The Joseph cycle always coincides with Chanukkah and there is a wealth of connectivity between the two that is worth exploring. One of the connective points between Joseph’s experiences and Chanukkah is that they are both ancient meditations on the Jewish diaspora experience. While the Chanukkah story from the Book of Maccabees is of course set in ancient Israel, the crafting of Chanukkah into a Jewish holiday – the tradition’s only extra-Biblical one that was developed last in our liturgical calendar – happened in the days of the Babylonian Talmud. Shammai and Hillel already discuss the procedures on lighting the Chanukkah lamp, the channukiyah, but it isn’t until the Gemara, the Babylonian commentaries on the Mishnah, that Chanukkah gains its miraculous and sacral overtones. The story of the cruse of oil is a Talmudic innovation and does not appear in the Maccabean source text.

At the heart of both the Chanukkah story and the Joseph story lies an existential question. If the Diasporic experience of our people – whether in Egypt, Babylonia or even the United States – is its own ‘character’, then how do we react against it? What is the relationship we form with our Diasporic experience? In both cases, there is literal darkness: Joseph is thrown into a pit (and Rashi adds scorpions to the pit for good measure) while the light of the Temple under Hellenistic occupation is snuffed out. Both stories are told in the proximity of the Winter Solstice. Whereas the Winter Solstice would be less pronounced in the latitudes of ancient Israel and Babylon, there is still a significant differential between light and darkness, warmth and cold. Not unlike the mythology of another sacred tradition, which places a Nativity Scene in the hills of Judea, it is not unlikely that snow would have graced the Temple Mount. (As a side note: I can recount from firsthand experience that Jerusalem in the winter, with snow, is a miserable place to be – under those conditions I’d much rather be in Iowa City!) Both stories factor in conflict and resolution, whether through weapons or wit, for the Jew who is forced to reckon with his or her identity. These stories are not stories of a pure, virginal, primordial Jewish identity but they are narratives of assimilation. If anything, one could argue that the Particularist emphases of the festivals to come: Chanukkah, Purim and even Pesach, come out of the encounter with the surrounding non-Jewish world.
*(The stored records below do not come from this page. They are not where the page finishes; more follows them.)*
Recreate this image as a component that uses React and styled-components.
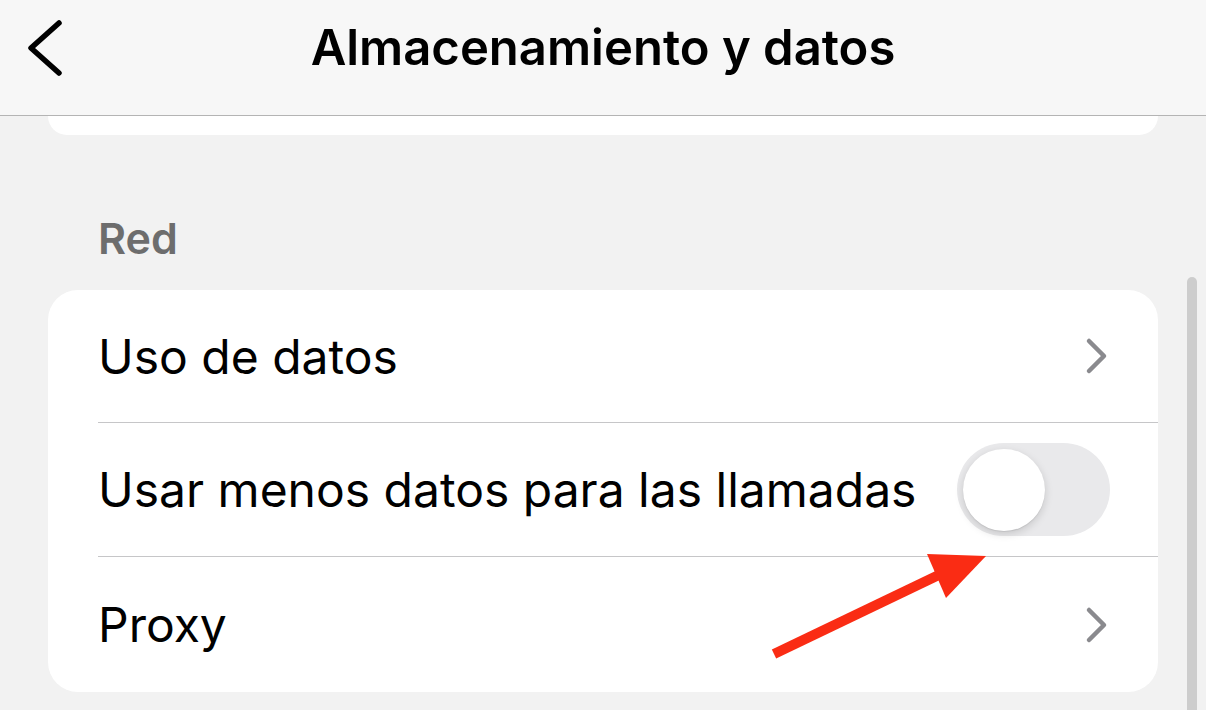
import React from "react";
import styled, { createGlobalStyle } from "styled-components";

const Global = createGlobalStyle`
  html, body { margin: 0; padding: 0; background: #f2f2f2; }
  body { font-family: Inter, "Liberation Sans", sans-serif; -webkit-font-smoothing: antialiased; }
  #root { width: 1206px; height: 710px; overflow: hidden; }
`;

const Screen = styled.div`
  position: relative;
  width: 1206px;
  height: 710px;
  background: #f2f2f2;
  overflow: hidden;
`;

const NavBar = styled.header`
  height: 116px;
  display: grid;
  grid-template-columns: 120px 1fr 120px;
  align-items: center;
  background: #f7f7f7;
  border-bottom: 1px solid #b4b4b4;
  box-sizing: border-box;
`;

const BackButton = styled.div`
  display: flex;
  align-items: center;
  padding-left: 24px;
  padding-bottom: 20px;
`;

const Title = styled.h1`
  margin: 0;
  text-align: center;
  font-size: 49px;
  font-weight: 600;
  color: #000;
  line-height: 1;
  padding-bottom: 20px;
`;

const Content = styled.main`
  padding: 0 48px;
  display: flex;
  flex-direction: column;
`;

const CardTail = styled.div`
  height: 19px;
  background: #fff;
  border-radius: 0 0 28px 28px;
`;

const SectionHeader = styled.h2`
  margin: 82px 0 30px 50px;
  font-size: 43px;
  font-weight: 600;
  color: #6d6d6d;
  line-height: 1;
`;

const Card = styled.section`
  background: #fff;
  border-radius: 30px;
  display: flex;
  flex-direction: column;
`;

const Row = styled.div`
  height: ${(p) => p.$h}px;
  display: flex;
  align-items: center;
  margin-left: 50px;
  padding-right: 48px;
  border-bottom: ${(p) => (p.$last ? "none" : "1px solid #c6c6c8")};
  box-sizing: border-box;
`;

const Label = styled.span`
  flex: 1;
  font-size: 48px;
  color: #000;
  font-weight: 400;
`;

const Toggle = styled.div`
  width: 153px;
  height: 93px;
  border-radius: 47px;
  background: #e9e9eb;
  padding: 6px;
  box-sizing: border-box;
  display: flex;
  align-items: center;
`;

const Knob = styled.div`
  width: 82px;
  height: 82px;
  border-radius: 50%;
  background: #fff;
  box-shadow: 0 3px 8px rgba(0,0,0,0.15), 0 1px 1px rgba(0,0,0,0.08);
`;

const Chevron = () => (
  <svg width="26" height="40" viewBox="0 0 26 40">
    <path d="M5 5 L20 20 L5 35" fill="none" stroke="#8a8a8e" strokeWidth="4.5" strokeLinecap="round" strokeLinejoin="round" />
  </svg>
);

const ScrollBar = styled.div`
  position: absolute;
  left: 1187px;
  top: 277px;
  width: 10px;
  height: 460px;
  border-radius: 5px;
  background: #cdcdcd;
`;

const Overlay = styled.svg`
  position: absolute;
  left: 0;
  top: 0;
  pointer-events: none;
`;

export default function App() {
  return (
    <Screen>
      <Global />
      <NavBar>
        <BackButton>
          <svg width="44" height="60" viewBox="0 0 44 60">
            <path d="M35 5 L7 30 L35 55" fill="none" stroke="#000" strokeWidth="5.5" strokeLinecap="round" strokeLinejoin="round" />
          </svg>
        </BackButton>
        <Title>Almacenamiento y datos</Title>
        <div />
      </NavBar>
      <Content>
        <CardTail />
        <SectionHeader>Red</SectionHeader>
        <Card>
          <Row $h={133}>
            <Label>Uso de datos</Label>
            <Chevron />
          </Row>
          <Row $h={134}>
            <Label>Usar menos datos para las llamadas</Label>
            <Toggle>
              <Knob />
            </Toggle>
          </Row>
          <Row $h={135} $last>
            <Label>Proxy</Label>
            <Chevron />
          </Row>
        </Card>
      </Content>
      <ScrollBar />
      <Overlay width="1206" height="710" viewBox="0 0 1206 710">
        <line x1="774" y1="654" x2="945" y2="572" stroke="#fa2c14" strokeWidth="10" />
        <polygon points="927,554 986,556 946,598" fill="#fa2c14" />
      </Overlay>
    </Screen>
  );
}
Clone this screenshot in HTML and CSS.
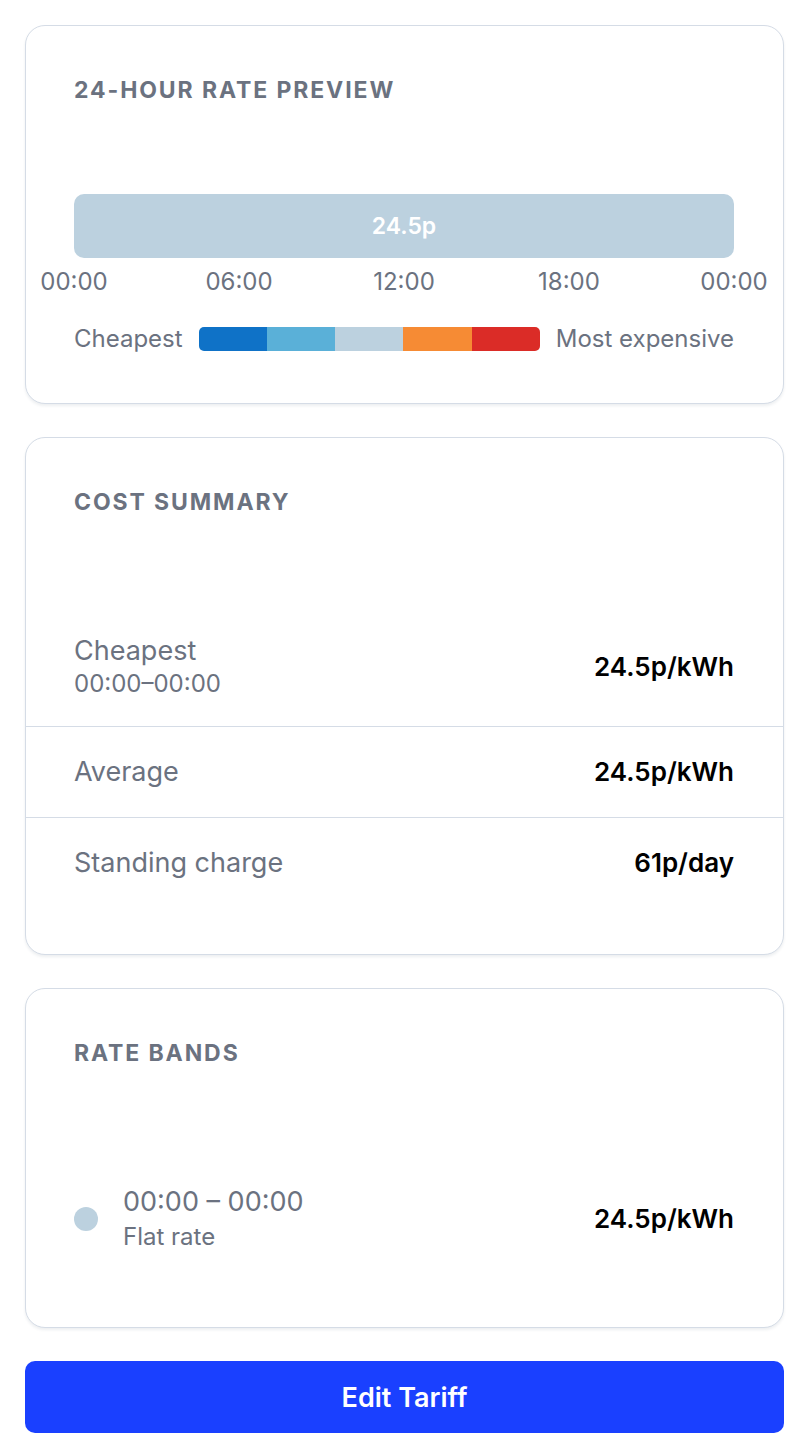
FILE: index.html
```html
<!DOCTYPE html>
<html lang="en">
<head>
  <meta charset="utf-8" />
  <title>Tariff</title>
  <link rel="stylesheet" href="styles.css">
</head>
<body>

<div class="page">

  <section class="card card-preview">
    <h2 class="card-title">24-Hour Rate Preview</h2>

    <div class="rate-bar"><span>24.5p</span></div>

    <div class="ticks">
      <span>00:00</span>
      <span>06:00</span>
      <span>12:00</span>
      <span>18:00</span>
      <span>00:00</span>
    </div>

    <div class="legend">
      <span>Cheapest</span>
      <div class="scale">
        <i class="c1"></i><i class="c2"></i><i class="c3"></i><i class="c4"></i><i class="c5"></i>
      </div>
      <span>Most expensive</span>
    </div>
  </section>

  <section class="card card-list">
    <h2 class="card-title">Cost Summary</h2>

    <ul class="rows">
      <li>
        <div>
          <div class="label">Cheapest</div>
          <div class="sub">00:00–00:00</div>
        </div>
        <div class="value">24.5p/kWh</div>
      </li>
      <li>
        <div class="label">Average</div>
        <div class="value">24.5p/kWh</div>
      </li>
      <li>
        <div class="label">Standing charge</div>
        <div class="value">61p/day</div>
      </li>
    </ul>
  </section>

  <section class="card card-list">
    <h2 class="card-title">Rate Bands</h2>

    <ul class="rows">
      <li class="band-row">
        <div class="band">
          <span class="dot"></span>
          <div>
            <div class="label">00:00 – 00:00</div>
            <div class="sub">Flat rate</div>
          </div>
        </div>
        <div class="value">24.5p/kWh</div>
      </li>
    </ul>
  </section>

  <button class="edit-btn">Edit Tariff</button>

</div>

</body>
</html>
```

FILE: styles.css
```css
body {
  margin: 0;
  background: #fff;
  font-family: Inter, "Liberation Sans", sans-serif;
  color: #000;
}

.page {
  display: flex;
  flex-direction: column;
  gap: 33px;
  padding: 25px 24px 0 25px;
}

.card {
  border: 1px solid #d5dce6;
  border-radius: 20px;
  background: #fff;
  box-shadow: 0 2px 3px rgba(30, 50, 80, 0.08);
}

.card-preview {
  padding: 50px 49px 49px 48px;
}

.card-list {
  padding: 50px 0 46px 0;
}

.card-title {
  margin: 0 0 90px 0;
  font-size: 23px;
  line-height: 28px;
  font-weight: 700;
  letter-spacing: 1.9px;
  text-transform: uppercase;
  color: #6b7280;
}

.card-list .card-title {
  margin: 0 49px 91px 48px;
}

/* rate bar */

.rate-bar {
  height: 64px;
  border-radius: 10px;
  background: #bcd1df;
  display: flex;
  align-items: center;
  justify-content: center;
  color: #fff;
  font-size: 23px;
  font-weight: 600;
}

.ticks {
  display: flex;
  justify-content: space-between;
  margin: 9px -45px 0 -45px;
  font-size: 24px;
  line-height: 30px;
  color: #6b7280;
}

.ticks span {
  width: 90px;
  text-align: center;
}

.legend {
  display: flex;
  align-items: center;
  gap: 16px;
  margin-top: 27px;
  font-size: 24px;
  line-height: 30px;
  color: #6b7280;
}

.scale {
  flex: 1;
  display: flex;
  height: 24px;
  border-radius: 5px;
  overflow: hidden;
}

.scale i {
  flex: 1;
}

.scale .c1 { background: #0f72c7; }
.scale .c2 { background: #5ab0d8; }
.scale .c3 { background: #bcd1df; }
.scale .c4 { background: #f68b34; }
.scale .c5 { background: #db2c27; }

/* rows */

.rows {
  list-style: none;
  margin: 0;
  padding: 0;
}

.rows li {
  display: flex;
  align-items: center;
  justify-content: space-between;
  padding: 29px 49px 29px 48px;
  border-top: 1px solid #d5dce6;
}

.rows li:first-child {
  border-top: 0;
}

.rows li.band-row {
  padding-bottom: 31px;
}

.label {
  font-size: 27px;
  line-height: 30px;
  color: #6b7280;
}

.sub {
  margin-top: 5px;
  font-size: 24px;
  line-height: 26px;
  color: #6b7280;
}

.value {
  font-size: 26px;
  line-height: 32px;
  font-weight: 600;
  color: #000;
}

.band {
  display: flex;
  align-items: center;
  gap: 25px;
}

.band .sub {
  margin-top: 7px;
}

.dot {
  width: 24px;
  height: 24px;
  border-radius: 50%;
  background: #bcd1df;
}

.edit-btn {
  height: 72px;
  border: 0;
  border-radius: 10px;
  background: #1a40ff;
  color: #fff;
  font-family: inherit;
  font-size: 27px;
  font-weight: 600;
  cursor: pointer;
}
```
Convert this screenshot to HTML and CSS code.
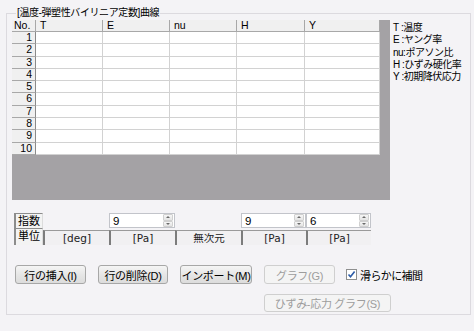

Joseph, of course, is a good Jew, and presents us with a different model than the aggressively militarized model of the Hasmoneans which bred its own form of intolerance. Both Chanukkah and the Joseph story can give us ideas about how we engage with the broader world. Are we reactive and bellicose or decisive yet contemplative? Is our strategy one of fire or one of light? We can find the answer in Joseph’s high calling when he rebuffs Potiphar’s wife: ‘V’eich e’eseh hara’ah hagedolah hazot v’chatati le’Elohim?’ – ‘How can I do this most wicked thing and sin before God?’ We can find the answer in the Book of Zechariah, the Rabbinically-instated Haftarah for Shabbat Chanukkah, where the prophet gazes upon a vision of a restored Temple with a gleaming Menorah and proclaims: ‘Lo bachayil v’lo b’koach ki im b’ruchi’ – ‘Not by might and not by power, but by My Spirit.’

While there is no shortage of commentators who write, argue, podcast, lecture on the state of Diaspora Judaism (I referenced some of those voices a number of weeks ago), perhaps these stories are more compelling when teach us something about not the exile of the body but the ingathering of the soul. In these quiet, dark times where we seek out companionship and cheer, we can warm ourselves by our inner flame, for as Proverbs 20:27 so poetically states ‘Ner Adonai nishmat adam, chofesh kol chadrei baten’ – ‘The soul of the human is the lamp of God, searching all its innermost parts.’

Joseph teaches us that an inner light can provide us with moral fortitude and existential guidance, even under the most dire of circumstances. Chanukkah teaches us that to nurture an inner light is not sufficient when surrounded by darkness: it is our duty to publicize the miracle of our being, our resilience and of our flourishing. We are to carry our values into the world and amplify them in the spirit of Hillel, who ruled that we always increase the light just as we seek to increase holiness. We may not be able to resolve the large question of Diaspora living but can tend to the small hearth of our own soul. Many lights do make a great blaze.